Pike might not be the fork for everyone, but I have yet to see a single person NOT agree on its incredible small bump compliance.
I'm just human and not afraid to admit I'm wrong or try something new so I went and spent more time tuning the fork to find out if I could come up with better results for the rider and utilize the information I got here, then post results...... what's wrong with that? (The fork has always worked, the only user error was following the pressure recomendatiions in the manual) I never called anything lame. It still wont end up on one of my rides so to me it is a good fork (or as you put it "ok"). opinion remember. haha freeride forum rocks!
I'm not hiding any certain use of the fork, I've told what I was doing when I tried the fork, how I was trying it, that I was getting feed back from the rider and that I was tuning a fork for someone else.
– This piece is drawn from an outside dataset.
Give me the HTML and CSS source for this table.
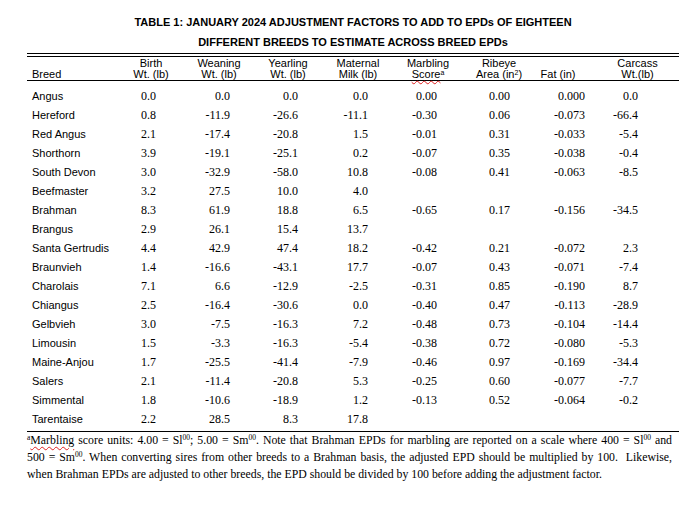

How much input do I need to form an opinion? He's riding it and giving me his opinion so I can help him tune it....
if I had to make a complaint on the pike it's the lack of a preload adjustment, or air assist or something of the nature, we've now killed this kids thread...
(edit: I'm not downing this fork I hope all can read what I've written and take it for what it is, not a negative response on a fork but simply what I've found with it, I feel this is a superior fork to even coil forks of just 3 years ago, technology has come a long way.)